--- WHAT YOU SHOULD DO ---
From the listing that follows, output everything exactly except the pictures.

* begin SUPPLIED INFORMATION *

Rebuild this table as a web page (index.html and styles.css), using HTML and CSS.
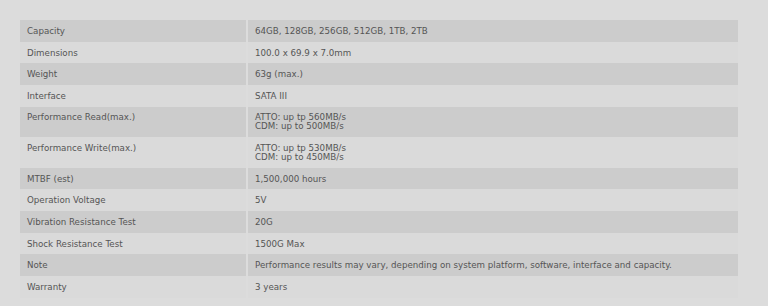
FILE: index.html
```html
<!DOCTYPE html>
<html lang="en">
<head>
<meta charset="utf-8">
<title>Specifications</title>
<link rel="stylesheet" href="styles.css">
</head>
<body>
<div class="specs">
  <div class="row shade"><div class="label">Capacity</div><div class="value">64GB, 128GB, 256GB, 512GB, 1TB, 2TB</div></div>
  <div class="row"><div class="label">Dimensions</div><div class="value">100.0 x 69.9 x 7.0mm</div></div>
  <div class="row shade"><div class="label">Weight</div><div class="value">63g (max.)</div></div>
  <div class="row"><div class="label">Interface</div><div class="value">SATA III</div></div>
  <div class="row shade"><div class="label">Performance Read(max.)</div><div class="value">ATTO: up tp 560MB/s<br>CDM: up to 500MB/s</div></div>
  <div class="row"><div class="label">Performance Write(max.)</div><div class="value">ATTO: up tp 530MB/s<br>CDM: up to 450MB/s</div></div>
  <div class="row shade"><div class="label">MTBF (est)</div><div class="value">1,500,000 hours</div></div>
  <div class="row"><div class="label">Operation Voltage</div><div class="value">5V</div></div>
  <div class="row shade"><div class="label">Vibration Resistance Test</div><div class="value">20G</div></div>
  <div class="row"><div class="label">Shock Resistance Test</div><div class="value">1500G Max</div></div>
  <div class="row shade"><div class="label">Note</div><div class="value">Performance results may vary, depending on system platform, software, interface and capacity.</div></div>
  <div class="row"><div class="label">Warranty</div><div class="value">3 years</div></div>
</div>
</body>
</html>
```
FILE: styles.css
```css
html, body {
  margin: 0;
  padding: 0;
  background: #dcdcdc;
}
body {
  font-family: "DejaVu Sans", Verdana, sans-serif;
  font-size: 8.7px;
  line-height: 9px;
  color: #555555;
}
.specs {
  width: 718px;
  margin: 20px 0 0 20px;
  display: flex;
  flex-direction: column;
}
.row {
  display: grid;
  grid-template-columns: 226px 1fr;
  column-gap: 2px;
}
.label, .value {
  padding: 6.9px 7px 5.76px;
  background: #dadada;
}
.shade .label, .shade .value {
  background: #cccccc;
}
```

* end SUPPLIED INFORMATION *

--- ANSWER TO THIS TASK ---
Rebuild this table as a web page (index.html and styles.css), using HTML and CSS.
FILE: index.html
```html
<!DOCTYPE html>
<html lang="en">
<head>
<meta charset="utf-8">
<title>Specifications</title>
<link rel="stylesheet" href="styles.css">
</head>
<body>
<div class="specs">
  <div class="row shade"><div class="label">Capacity</div><div class="value">64GB, 128GB, 256GB, 512GB, 1TB, 2TB</div></div>
  <div class="row"><div class="label">Dimensions</div><div class="value">100.0 x 69.9 x 7.0mm</div></div>
  <div class="row shade"><div class="label">Weight</div><div class="value">63g (max.)</div></div>
  <div class="row"><div class="label">Interface</div><div class="value">SATA III</div></div>
  <div class="row shade"><div class="label">Performance Read(max.)</div><div class="value">ATTO: up tp 560MB/s<br>CDM: up to 500MB/s</div></div>
  <div class="row"><div class="label">Performance Write(max.)</div><div class="value">ATTO: up tp 530MB/s<br>CDM: up to 450MB/s</div></div>
  <div class="row shade"><div class="label">MTBF (est)</div><div class="value">1,500,000 hours</div></div>
  <div class="row"><div class="label">Operation Voltage</div><div class="value">5V</div></div>
  <div class="row shade"><div class="label">Vibration Resistance Test</div><div class="value">20G</div></div>
  <div class="row"><div class="label">Shock Resistance Test</div><div class="value">1500G Max</div></div>
  <div class="row shade"><div class="label">Note</div><div class="value">Performance results may vary, depending on system platform, software, interface and capacity.</div></div>
  <div class="row"><div class="label">Warranty</div><div class="value">3 years</div></div>
</div>
</body>
</html>
```
FILE: styles.css
```css
html, body {
  margin: 0;
  padding: 0;
  background: #dcdcdc;
}
body {
  font-family: "DejaVu Sans", Verdana, sans-serif;
  font-size: 8.7px;
  line-height: 9px;
  color: #555555;
}
.specs {
  width: 718px;
  margin: 20px 0 0 20px;
  display: flex;
  flex-direction: column;
}
.row {
  display: grid;
  grid-template-columns: 226px 1fr;
  column-gap: 2px;
}
.label, .value {
  padding: 6.9px 7px 5.76px;
  background: #dadada;
}
.shade .label, .shade .value {
  background: #cccccc;
}
```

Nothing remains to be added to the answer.